* WHAT THE TASK ASKS: From the entries below, copy out every line with "Tailwind" in it.

»»

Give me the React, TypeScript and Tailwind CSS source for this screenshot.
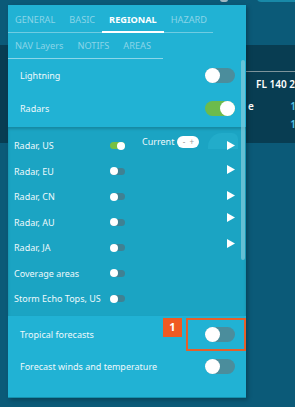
import React from "react";

const font = { fontFamily: '"Noto Sans", "Open Sans", sans-serif' };

function Toggle({ on = false }: { on?: boolean }) {
  return (
    <div
      className={`flex h-[15px] w-[30px] items-center rounded-full ${
        on ? "justify-end bg-[#6cbb4c]" : "justify-start bg-[#4b8d9c]"
      }`}
    >
      <div className="h-[15px] w-[15px] rounded-full bg-white" />
    </div>
  );
}

function MiniToggle({ on = false }: { on?: boolean }) {
  return (
    <div
      className={`flex h-[7px] w-[15px] items-center rounded-full ${
        on ? "justify-end bg-[#77c043]" : "justify-start bg-[#3f8193]"
      }`}
    >
      <div className="h-[8px] w-[8px] rounded-full bg-white" />
    </div>
  );
}

function Arrow() {
  return (
    <svg width="8" height="9" viewBox="0 0 8 9" className="shrink-0">
      <path d="M0 0 L8 4.5 L0 9 Z" fill="#ffffff" />
    </svg>
  );
}

export default function App() {
  const topTabs = [
    { label: "GENERAL" },
    { label: "BASIC" },
    { label: "REGIONAL", active: true },
    { label: "HAZARD" },
  ];
  const subTabs = ["NAV Layers", "NOTIFS", "AREAS"];
  const radars = [
    { label: "Radar, US", on: true, arrow: true },
    { label: "Radar, EU", arrow: true },
    { label: "Radar, CN", arrow: true },
    { label: "Radar, AU", arrow: true },
    { label: "Radar, JA", arrow: true },
    { label: "Coverage areas" },
    { label: "Storm Echo Tops, US" },
  ];

  return (
    <div className="relative h-[407px] w-[295px] overflow-hidden bg-[#0b5a78]" style={font}>
      {/* map behind the panel */}
      <div className="flex h-full flex-col">
        <div className="relative h-[45px]">
          <div className="absolute left-[220px] top-[-3px] h-[5px] w-[8px] rounded-full bg-[#9fb8c2]" />
          <div className="absolute left-[257px] top-[-6px] h-[8px] w-[50px] rounded-[4px] bg-[#1889a8]" />
        </div>
        <div className="flex h-[98px] flex-col bg-[#083d52] pl-[246px]">
          <div className="h-[27px] border-b border-[#7d949c]" />
          <div className="flex h-[24px] items-center whitespace-nowrap pl-[10px] text-[10px] font-semibold text-white">
            FL 140 2
          </div>
          <div className="flex h-[20px] items-center justify-between pl-[2px] text-[10px] font-semibold">
            <span className="text-white">e</span>
            <span className="-mr-[1px] text-[#58c4e6]">1</span>
          </div>
          <div className="flex h-[16px] items-center justify-end text-[10px] font-semibold text-[#58c4e6]">
            <span className="-mr-[1px]">1</span>
          </div>
        </div>
      </div>

      {/* layers panel */}
      <div className="absolute left-[8px] top-[5px] flex h-[393px] w-[238px] flex-col overflow-hidden whitespace-nowrap border-b border-[#1590ad] bg-[#21b2d4] shadow-[2px_2px_4px_rgba(0,0,0,0.25)]">
        <div className="flex h-[28px] w-[205px] border-b border-[#6fcce2]">
          {topTabs.map((t) => (
            <div
              key={t.label}
              className={`flex items-center px-[7px] pt-[3px] text-[9.2px] ${
                t.active
                  ? "-mb-[1px] border-b-2 border-white font-bold text-white"
                  : "text-[#8ad5e8]"
              }`}
            >
              {t.label}
            </div>
          ))}
        </div>
        <div className="flex h-[26px] w-[155px] border-b border-[#8bd6e9]">
          {subTabs.map((t) => (
            <div key={t} className="flex items-center px-[7px] pt-[1px] text-[9.2px] text-[#8ad5e8]">
              {t}
            </div>
          ))}
        </div>

        <div className="flex flex-col pb-[2px]">
          <div className="flex h-[33px] items-center justify-between pl-[12px] pr-[11px] text-[9px] text-[#eef9fc]">
            <span>Lightning</span>
            <Toggle />
          </div>
          <div className="flex h-[33px] items-center justify-between pl-[12px] pr-[11px] text-[9px] text-[#eef9fc]">
            <span>Radars</span>
            <Toggle on />
          </div>
        </div>

        <div className="relative flex flex-col bg-[#1ba4c3] pb-[4px] pl-[6px] pr-[11px] pt-[6px] shadow-[inset_0_2px_3px_rgba(0,0,0,0.18)]">
          <div className="absolute right-[8px] top-[6px] h-[16px] w-[30px] rounded-tl-[14px] rounded-tr-[6px] bg-[#22acca]" />
          {radars.map((r, i) => (
            <div key={r.label} className="relative flex h-[25.5px] items-center text-[9px] text-[#eef9fc]">
              <span className="w-[96px] shrink-0">{r.label}</span>
              <MiniToggle on={r.on} />
              {i === 0 && (
                <div className="-mt-[8px] ml-[17px] flex items-center gap-[3px]">
                  <span>Current</span>
                  <span className="flex h-[12px] w-[22px] items-center justify-center gap-[4px] rounded-full bg-white text-[8px] leading-none text-[#9a9a9a]">
                    <span>-</span>
                    <span>+</span>
                  </span>
                </div>
              )}
              {r.arrow && (
                <div className={`ml-auto ${i === 0 ? "" : i < 3 ? "-mt-[3px]" : "-mt-[9px]"}`}>
                  <Arrow />
                </div>
              )}
            </div>
          ))}
        </div>

        <div className="flex flex-1 flex-col pt-[3px]">
          <div className="flex h-[32px] items-center justify-between pl-[12px] pr-[11px] text-[9px] text-[#eef9fc]">
            <span>Tropical forecasts</span>
            <Toggle />
          </div>
          <div className="flex h-[32px] items-center justify-between pl-[12px] pr-[11px] text-[9px] text-[#eef9fc]">
            <span>Forecast winds and temperature</span>
            <Toggle />
          </div>
        </div>

        {/* scrollbar */}
        <div className="absolute right-[1px] top-[55px] h-[200px] w-[4px] rounded-full bg-[#84cadb]/70" />

        {/* annotation */}
        <div className="absolute left-[178px] top-[313px] h-[33px] w-[60px] border-2 border-[#e4602b]" />
        <div className="absolute left-[155px] top-[313px] flex h-[19px] w-[19px] items-center justify-center bg-[#f05a22] text-[11px] font-bold text-white">
          1
        </div>
      </div>
    </div>
  );
}
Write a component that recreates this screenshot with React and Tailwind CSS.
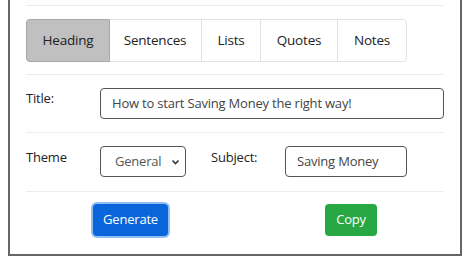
export default function App() {
  const tabs = [
    { label: "Heading", w: "w-[84px]", active: true },
    { label: "Sentences", w: "w-[93px]" },
    { label: "Lists", w: "w-[59px]" },
    { label: "Quotes", w: "w-[77px]" },
    { label: "Notes", w: "w-[68px]" },
  ];
  return (
    <div className="w-[474px] h-[270px] bg-white overflow-hidden text-[13px] tracking-[-0.2px] text-[#333]" style={{ fontFamily: '"Open Sans", "Noto Sans", sans-serif' }}>
      <div className="ml-[8px] w-[454px] h-[256px] border-x-2 border-b-2 border-[#666] border-t-0 pl-[16px] pr-[16px]">
        <div className="h-[6px] border-b border-[#ececec]"></div>
        <div className="pt-[13px] h-[69px] border-b border-[#ececec]">
          <div className="flex w-[381px] h-[43px] border border-[#e2e2e2] rounded-[4px]">
            {tabs.map((t, i) => (
              <div
                key={t.label}
                className={
                  t.w +
                  " flex items-center justify-center text-[13.5px] " +
                  (t.active
                    ? "bg-[#c0c0c0] border border-[#a8a8a8] rounded-l-[4px] -m-px h-[43px] text-[#222]"
                    : "text-[#222] " + (i < tabs.length - 1 ? "border-r border-[#e2e2e2]" : ""))
                }
              >
                {t.label}
              </div>
            ))}
          </div>
        </div>
        <div className="flex h-[58px] border-b border-[#ececec] pt-[13px]">
          <div className="w-[74px] pt-[1px] text-[#222]">Title:</div>
          <div className="w-[344px] h-[31px] border border-[#555] rounded-[4px] flex items-center pl-[11px] text-[#444]">
            How to start Saving Money the right way!
          </div>
        </div>
        <div className="flex h-[59px] border-b border-[#ececec] pt-[13px]">
          <div className="w-[74px] pt-[2px] text-[#222]">Theme</div>
          <div className="w-[86px] h-[31px] border border-[#555] rounded-[4px] flex items-center pl-[14px] text-[#555]">
            <span>General</span>
            <svg className="ml-[10px]" width="9" height="6" viewBox="0 0 9 6">
              <path d="M1.5 1.5 L4.5 4.5 L7.5 1.5" fill="none" stroke="#333" strokeWidth="1.6" />
            </svg>
          </div>
          <div className="w-[99px] pl-[25px] pt-[2px] text-[#222]">Subject:</div>
          <div className="w-[122px] h-[31px] border border-[#555] rounded-[4px] flex items-center pl-[11px] text-[#444]">
            Saving Money
          </div>
        </div>
        <div className="flex pt-[12px]">
          <div className="ml-[67px] w-[75px] h-[32px] rounded-[4px] bg-[#0866da] ring-2 ring-[#8fbdf4] flex items-center justify-center text-white">
            Generate
          </div>
          <div className="ml-[157px] w-[52px] h-[32px] rounded-[4px] bg-[#28a745] flex items-center justify-center text-white">
            Copy
          </div>
        </div>
      </div>
    </div>
  );
}
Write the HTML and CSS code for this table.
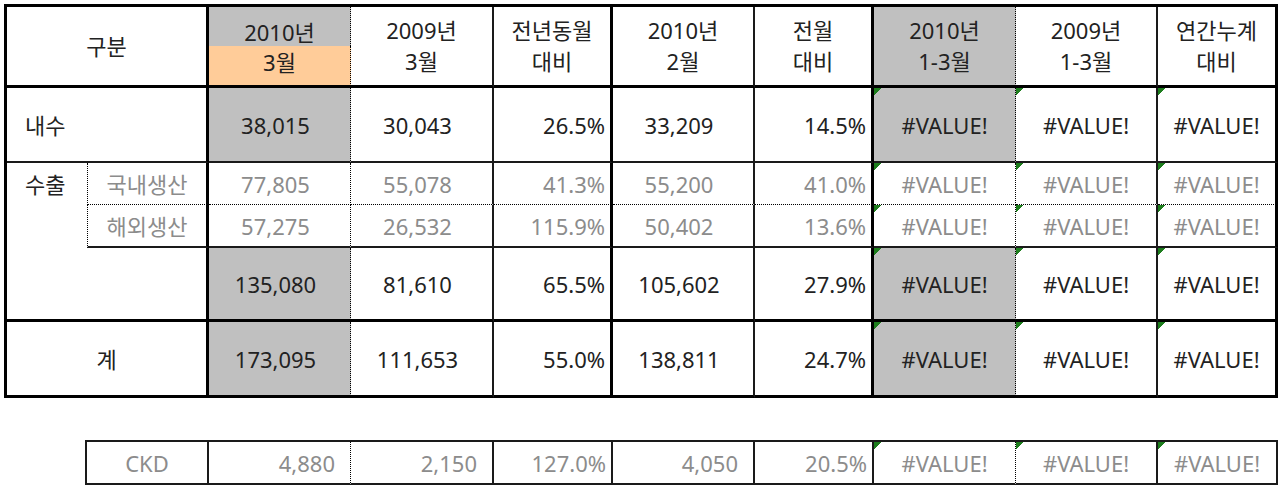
FILE: index.html
```html
<!DOCTYPE html>
<html lang="ko">
<head>
<meta charset="utf-8">
<title>판매 실적</title>
<link rel="stylesheet" href="styles.css">
</head>
<body>
<div class="sheet">
  <div class="grid main">
    <!-- header -->
    <div class="c ctr hd span2 rows2 r3 b3">구분</div>
    <div class="c ctr hd top-line gray rd col3 row1">2010년</div>
    <div class="c ctr hd rows2 r2 b3">2009년<br>3월</div>
    <div class="c ctr hd rows2 r3 b3">전년동월<br>대비</div>
    <div class="c ctr hd rows2 r2 b3">2010년<br>2월</div>
    <div class="c ctr hd rows2 r3 b3">전월<br>대비</div>
    <div class="c ctr hd rows2 gray rd b3">2010년<br>1-3월</div>
    <div class="c ctr hd rows2 r2 b3">2009년<br>1-3월</div>
    <div class="c ctr hd rows2 r3 b3">연간누계<br>대비</div>
    <div class="c ctr hd bottom-line tan rd b3 col3 row2">3월</div>

    <!-- 내수 -->
    <div class="c lft span2 r3 b2">내수</div>
    <div class="c num gray rd b2">38,015</div>
    <div class="c num r2 b2">30,043</div>
    <div class="c rt r3 b2">26.5%</div>
    <div class="c num r2 b2">33,209</div>
    <div class="c rt r3 b2">14.5%</div>
    <div class="c ctr err gray rd b2">#VALUE!</div>
    <div class="c ctr err r2 b2">#VALUE!</div>
    <div class="c ctr err r3 b2">#VALUE!</div>

    <!-- 수출 : 국내생산 -->
    <div class="c lft label-top rows3 b3">수출</div>
    <div class="c ctr dim ld r3 bd">국내생산</div>
    <div class="c num dim rd bd">77,805</div>
    <div class="c num dim r2 bd">55,078</div>
    <div class="c rt dim r3 bd">41.3%</div>
    <div class="c num dim r2 bd">55,200</div>
    <div class="c rt dim r3 bd">41.0%</div>
    <div class="c ctr err dim rd bd">#VALUE!</div>
    <div class="c ctr err dim r2 bd">#VALUE!</div>
    <div class="c ctr err dim r3 bd">#VALUE!</div>

    <!-- 수출 : 해외생산 -->
    <div class="c ctr dim ld r3 b2">해외생산</div>
    <div class="c num dim rd b2">57,275</div>
    <div class="c num dim r2 b2">26,532</div>
    <div class="c rt dim r3 b2">115.9%</div>
    <div class="c num dim r2 b2">50,402</div>
    <div class="c rt dim r3 b2">13.6%</div>
    <div class="c ctr err dim rd b2">#VALUE!</div>
    <div class="c ctr err dim r2 b2">#VALUE!</div>
    <div class="c ctr err dim r3 b2">#VALUE!</div>

    <!-- 수출 소계 -->
    <div class="c r3 b3"></div>
    <div class="c num gray rd b3">135,080</div>
    <div class="c num r2 b3">81,610</div>
    <div class="c rt r3 b3">65.5%</div>
    <div class="c num r2 b3">105,602</div>
    <div class="c rt r3 b3">27.9%</div>
    <div class="c ctr err gray rd b3">#VALUE!</div>
    <div class="c ctr err r2 b3">#VALUE!</div>
    <div class="c ctr err r3 b3">#VALUE!</div>

    <!-- 계 -->
    <div class="c ctr span2 r3 b3">계</div>
    <div class="c num gray rd b3">173,095</div>
    <div class="c num r2 b3">111,653</div>
    <div class="c rt r3 b3">55.0%</div>
    <div class="c num r2 b3">138,811</div>
    <div class="c rt r3 b3">24.7%</div>
    <div class="c ctr err gray rd b3">#VALUE!</div>
    <div class="c ctr err r2 b3">#VALUE!</div>
    <div class="c ctr err r3 b3">#VALUE!</div>
  </div>

  <div class="grid ckd dim">
    <div class="c ctr r2 b2">CKD</div>
    <div class="c rt pad rd b2">4,880</div>
    <div class="c rt pad r2 b2">2,150</div>
    <div class="c rt r2 b2">127.0%</div>
    <div class="c rt pad r2 b2">4,050</div>
    <div class="c rt r2 b2">20.5%</div>
    <div class="c ctr err rd b2">#VALUE!</div>
    <div class="c ctr err r2 b2">#VALUE!</div>
    <div class="c ctr err r2 b2">#VALUE!</div>
  </div>
</div>
</body>
</html>
```

FILE: styles.css
```css
* {
  box-sizing: border-box;
}

html,
body {
  margin: 0;
  background: #ffffff;
}

body {
  font-family: "Noto Sans", "Noto Sans CJK KR", sans-serif;
  font-size: 22px;
  color: #222222;
}

.sheet {
  padding: 4px 0 0 4px;
}

.grid {
  display: grid;
}

.main {
  width: 1274px;
  border-top: 3px solid #000;
  border-left: 3px solid #000;
  grid-template-columns: 80px 122px 142px 143px 119px 142px 119px 142px 142px 120px;
  grid-template-rows: 39px 42px 75px 42px 43px 74px 76px;
}

.ckd {
  width: 1193px;
  margin: 42px 0 0 81px;
  border-top: 2px solid #1a1a1a;
  border-left: 2px solid #1a1a1a;
  grid-template-columns: 122px 142px 143px 119px 142px 119px 142px 142px 120px;
  grid-template-rows: 43px;
}

/* cell base */
.c {
  display: flex;
  align-items: center;
  min-width: 0;
  white-space: nowrap;
  line-height: 30px;
}

.ctr {
  justify-content: center;
  text-align: center;
}

.num {
  justify-content: center;
  padding-right: 8px;
}

.rt {
  justify-content: flex-end;
  padding-right: 5px;
}

.rt.pad {
  padding-right: 15px;
}

.lft {
  justify-content: flex-start;
  padding-left: 18px;
}

.label-top {
  align-items: flex-start;
  padding-top: 6px;
}

/* header */
.hd {
  line-height: 31px;
}

.top-line {
  align-items: flex-start;
  padding-top: 10px;
}

.bottom-line {
  align-items: flex-start;
  padding-top: 1px;
}

/* spans */
.span2 {
  grid-column: span 2;
}

.rows2 {
  grid-row: span 2;
}

.rows3 {
  grid-row: span 3;
}

.col3 {
  grid-column: 3;
}

.row1 {
  grid-row: 1;
}

.row2 {
  grid-row: 2;
}

/* borders */
.r3 {
  border-right: 3px solid #000;
}

.r2 {
  border-right: 2px solid #1a1a1a;
}

.rd {
  border-right: 1px dotted #000;
}

.b3 {
  border-bottom: 3px solid #000;
}

.b2 {
  border-bottom: 2px solid #1a1a1a;
}

.bd {
  border-bottom: 1px dotted #000;
}

.ld {
  border-left: 1px dotted #000;
}

/* fills */
.gray {
  background-color: #c0c0c0;
}

.tan {
  background-color: #ffcc99;
}

.dim {
  color: #8c8c8c;
}

/* Excel error indicator */
.err {
  background-image: linear-gradient(135deg, #1d7d1d 50%, transparent 50%);
  background-size: 8px 8px;
  background-repeat: no-repeat;
  background-position: 0 0;
}
```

««

* RESULT OF THIS TASK:
Give me the React, TypeScript and Tailwind CSS source for this screenshot.
Write a component that recreates this screenshot with React and Tailwind CSS.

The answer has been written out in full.